**The exercise:** Word for word, copy all the data and drop the pictures.

**Supplied data:**
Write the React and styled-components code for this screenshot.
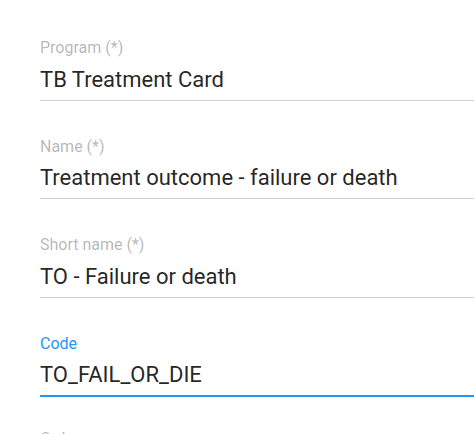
import React from "react";
import styled, { createGlobalStyle } from "styled-components";

const GlobalStyle = createGlobalStyle`
  html, body {
    margin: 0;
    padding: 0;
    background: #fff;
    font-family: Roboto, "Liberation Sans", sans-serif;
  }
`;

const Form = styled.form`
  display: flex;
  flex-direction: column;
  padding: 38px 0 0 40px;
  overflow: hidden;
`;

const Field = styled.div`
  display: flex;
  flex-direction: column;
  margin-bottom: ${(p) => (p.focused ? "33px" : "36px")};
`;

const Label = styled.label`
  font-size: 16px;
  line-height: 19px;
  color: ${(p) => (p.focused ? "#2196f3" : "rgba(0, 0, 0, 0.3)")};
`;

const Value = styled.div`
  margin-top: 10.5px;
  font-size: 22px;
  line-height: 24px;
  color: rgba(0, 0, 0, 0.87);
  padding-bottom: 8px;
  border-bottom: ${(p) => (p.focused ? "2px solid #2196f3" : "1px solid #d0d0d0")};
  margin-bottom: ${(p) => (p.focused ? "-1px" : "0")};
  white-space: nowrap;
`;

const fields = [
  { label: "Program (*)", value: "TB Treatment Card" },
  { label: "Name (*)", value: "Treatment outcome - failure or death" },
  { label: "Short name (*)", value: "TO - Failure or death" },
  { label: "Code", value: "TO_FAIL_OR_DIE", focused: true },
  { label: "Order", value: "" },
];

export default function App() {
  return (
    <>
      <GlobalStyle />
      <Form onSubmit={(e) => e.preventDefault()}>
        {fields.map((f) => (
          <Field key={f.label} focused={f.focused}>
            <Label focused={f.focused}>{f.label}</Label>
            <Value focused={f.focused}>{f.value}</Value>
          </Field>
        ))}
      </Form>
    </>
  );
}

**Answer to this exercise:**
Write the React and styled-components code for this screenshot.
import React from "react";
import styled, { createGlobalStyle } from "styled-components";

const GlobalStyle = createGlobalStyle`
  html, body {
    margin: 0;
    padding: 0;
    background: #fff;
    font-family: Roboto, "Liberation Sans", sans-serif;
  }
`;

const Form = styled.form`
  display: flex;
  flex-direction: column;
  padding: 38px 0 0 40px;
  overflow: hidden;
`;

const Field = styled.div`
  display: flex;
  flex-direction: column;
  margin-bottom: ${(p) => (p.focused ? "33px" : "36px")};
`;

const Label = styled.label`
  font-size: 16px;
  line-height: 19px;
  color: ${(p) => (p.focused ? "#2196f3" : "rgba(0, 0, 0, 0.3)")};
`;

const Value = styled.div`
  margin-top: 10.5px;
  font-size: 22px;
  line-height: 24px;
  color: rgba(0, 0, 0, 0.87);
  padding-bottom: 8px;
  border-bottom: ${(p) => (p.focused ? "2px solid #2196f3" : "1px solid #d0d0d0")};
  margin-bottom: ${(p) => (p.focused ? "-1px" : "0")};
  white-space: nowrap;
`;

const fields = [
  { label: "Program (*)", value: "TB Treatment Card" },
  { label: "Name (*)", value: "Treatment outcome - failure or death" },
  { label: "Short name (*)", value: "TO - Failure or death" },
  { label: "Code", value: "TO_FAIL_OR_DIE", focused: true },
  { label: "Order", value: "" },
];

export default function App() {
  return (
    <>
      <GlobalStyle />
      <Form onSubmit={(e) => e.preventDefault()}>
        {fields.map((f) => (
          <Field key={f.label} focused={f.focused}>
            <Label focused={f.focused}>{f.label}</Label>
            <Value focused={f.focused}>{f.value}</Value>
          </Field>
        ))}
      </Form>
    </>
  );
}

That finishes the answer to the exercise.